The spiritual practice advocated by Ramana Maharshi, the noted south Indian saint of the early 20th century, was asking one’s self continuously “Who am I?”  Again, all ordinary answers had to be put aside, because it is the ongoing state of questioning that will finally — again if one is fortunate — lead to realization.

In the Western tale of the Holy Grail, we find the naive young Parzival witnessing a strange ritual in the Grail Castle.  He sees the wounded Fisher King, and he sees the Grail brought in, glowing with its own light.  He is supposed to ask “Whom does the Grail serve?” but fails to do so.  In Jungian psychology this is very significant– it is the equivalent of failing to ask the meaning of life.  The question need not be answered to be effective — but like the questions of Zen and Ramana Maharshi, it must be posed and then the matter will develop.
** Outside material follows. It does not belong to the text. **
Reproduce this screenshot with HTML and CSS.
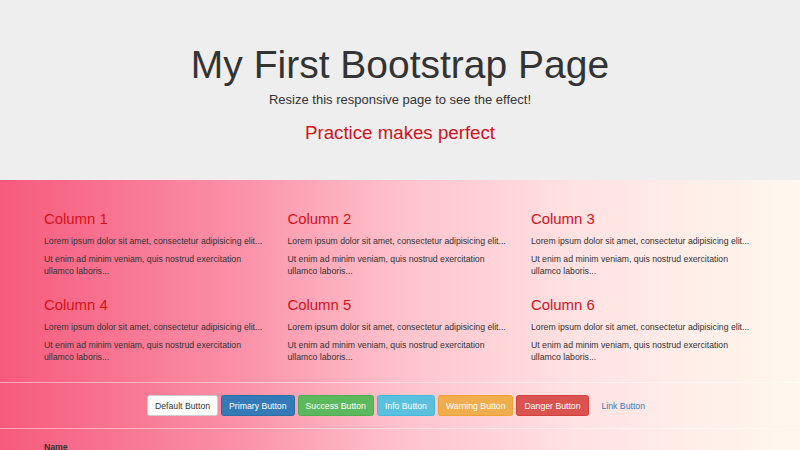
FILE: index.html
```html
<!DOCTYPE html>
<html lang="en">
<head>
<meta charset="utf-8">
<title>My First Bootstrap Page</title>
<link rel="stylesheet" href="styles.css">
</head>
<body>
<header class="jumbotron">
  <h1 class="title">My First Bootstrap Page</h1>
  <p class="lead">Resize this responsive page to see the effect!</p>
  <h2 class="motto">Practice makes perfect</h2>
</header>
<main class="content">
  <div class="grid">
    <div class="col">
      <h3 class="col-title">Column 1</h3>
      <p>Lorem ipsum dolor sit amet, consectetur adipisicing elit...</p>
      <p>Ut enim ad minim veniam, quis nostrud exercitation ullamco laboris...</p>
    </div>
    <div class="col">
      <h3 class="col-title">Column 2</h3>
      <p>Lorem ipsum dolor sit amet, consectetur adipisicing elit...</p>
      <p>Ut enim ad minim veniam, quis nostrud exercitation ullamco laboris...</p>
    </div>
    <div class="col">
      <h3 class="col-title">Column 3</h3>
      <p>Lorem ipsum dolor sit amet, consectetur adipisicing elit...</p>
      <p>Ut enim ad minim veniam, quis nostrud exercitation ullamco laboris...</p>
    </div>
    <div class="col">
      <h3 class="col-title">Column 4</h3>
      <p>Lorem ipsum dolor sit amet, consectetur adipisicing elit...</p>
      <p>Ut enim ad minim veniam, quis nostrud exercitation ullamco laboris...</p>
    </div>
    <div class="col">
      <h3 class="col-title">Column 5</h3>
      <p>Lorem ipsum dolor sit amet, consectetur adipisicing elit...</p>
      <p>Ut enim ad minim veniam, quis nostrud exercitation ullamco laboris...</p>
    </div>
    <div class="col">
      <h3 class="col-title">Column 6</h3>
      <p>Lorem ipsum dolor sit amet, consectetur adipisicing elit...</p>
      <p>Ut enim ad minim veniam, quis nostrud exercitation ullamco laboris...</p>
    </div>
  </div>
  <hr class="rule rule-top">
  <div class="buttons">
    <button class="btn btn-default">Default Button</button>
    <button class="btn btn-primary">Primary Button</button>
    <button class="btn btn-success">Success Button</button>
    <button class="btn btn-info">Info Button</button>
    <button class="btn btn-warning">Warning Button</button>
    <button class="btn btn-danger">Danger Button</button>
    <button class="btn btn-link">Link Button</button>
  </div>
  <hr class="rule">
  <form class="form">
    <label class="label">Name</label>
  </form>
</main>
</body>
</html>
```

FILE: styles.css
```css
html, body {
  margin: 0;
  padding: 0;
}
body {
  font-family: "Liberation Sans", Arial, sans-serif;
  color: #333;
  background: #fff;
  overflow: hidden;
  height: 450px;
}
.jumbotron {
  background: #eeeeee;
  height: 180px;
  box-sizing: border-box;
  padding-top: 43px;
  text-align: center;
}
.title {
  margin: 0;
  font-size: 39px;
  line-height: 43px;
  font-weight: 400;
  color: #333;
}
.lead {
  margin: 5px 0 0;
  font-size: 13px;
  line-height: 18.6px;
  color: #333;
}
.motto {
  margin: 13.5px 0 0;
  font-size: 18.7px;
  line-height: 20.5px;
  font-weight: 400;
  color: #d4121b;
}
.content {
  background: linear-gradient(to right, #f65a7c 0%, #fa91a8 30%, #ffc2cc 50%, #ffe2e2 72%, #fff8ee 100%);
  padding-top: 16.5px;
  height: 270px;
  box-sizing: border-box;
}
.grid {
  display: grid;
  grid-template-columns: repeat(3, 224px);
  column-gap: 19.5px;
  padding-left: 44px;
}
.col-title {
  margin: 14.5px 0 8px;
  font-size: 14.9px;
  line-height: 16px;
  font-weight: 400;
  color: #d4121b;
}
.col p {
  margin: 0 0 5px;
  font-size: 8.7px;
  line-height: 12.5px;
  color: #333;
}
.rule {
  margin: 12px 0 0;
  border: 0;
  border-top: 1px solid rgba(255, 255, 255, 0.45);
  height: 0;
}
.rule-top {
  margin-top: 13.5px;
}
.buttons {
  display: flex;
  justify-content: center;
  gap: 3px;
  margin-top: 12px;
}
.btn {
  font-family: "Liberation Sans", Arial, sans-serif;
  font-size: 8.7px;
  line-height: 12.5px;
  padding: 3.5px 7px;
  border: 0.6px solid transparent;
  border-radius: 2.5px;
  color: #fff;
  cursor: pointer;
  height: 21px;
  box-sizing: border-box;
}
.btn-default {
  background: #fff;
  border-color: #ccc;
  color: #333;
}
.btn-primary {
  background: #337ab7;
  border-color: #2e6da4;
}
.btn-success {
  background: #5cb85c;
  border-color: #4cae4c;
}
.btn-info {
  background: #5bc0de;
  border-color: #46b8da;
}
.btn-warning {
  background: #f0ad4e;
  border-color: #eea236;
}
.btn-danger {
  background: #d9534f;
  border-color: #d43f3a;
}
.btn-link {
  background: transparent;
  color: #337ab7;
  padding-left: 9px;
}
.form {
  padding: 12px 0 0 44px;
}
.label {
  display: block;
  font-size: 8.7px;
  line-height: 12.5px;
  font-weight: 700;
  color: #333;
}
```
We find parallels again and again between hokku and the higher levels of spiritual practice and realization, but though there are parallels, I caution again that no one ever became enlightened by reading or writing hokku.  Nonetheless, the questioning state is held so highly in hokku that there is a specific category devoted only to posing a question that remains unanswered, as in this Autumn verse of Kitō, which I give here in a translation very close to that of R. H. Blyth:

Dense fog;
What is being shouted
Between hill and boat?

The whole effect of such a hokku lies in the state of unknowing generated by the question that is asked but not answered.  That is why in question hokku, an answer is neither given nor expected.  It is only that focused state brought about by the question — that heightened condition of not knowing — that we want.

It is written in the Cloud of Unknowing,

“That right as bi the defailing of oure bodely wittes, we
bigine redeliest to kom to knowing of goostli thinges…”

“That just as by the failure of our bodily wits, we begin most readily to come to knowing of spiritual things…”

In the same way the unanswered question of hokku opens us up to silence that is beyond the intellect, beyond questions.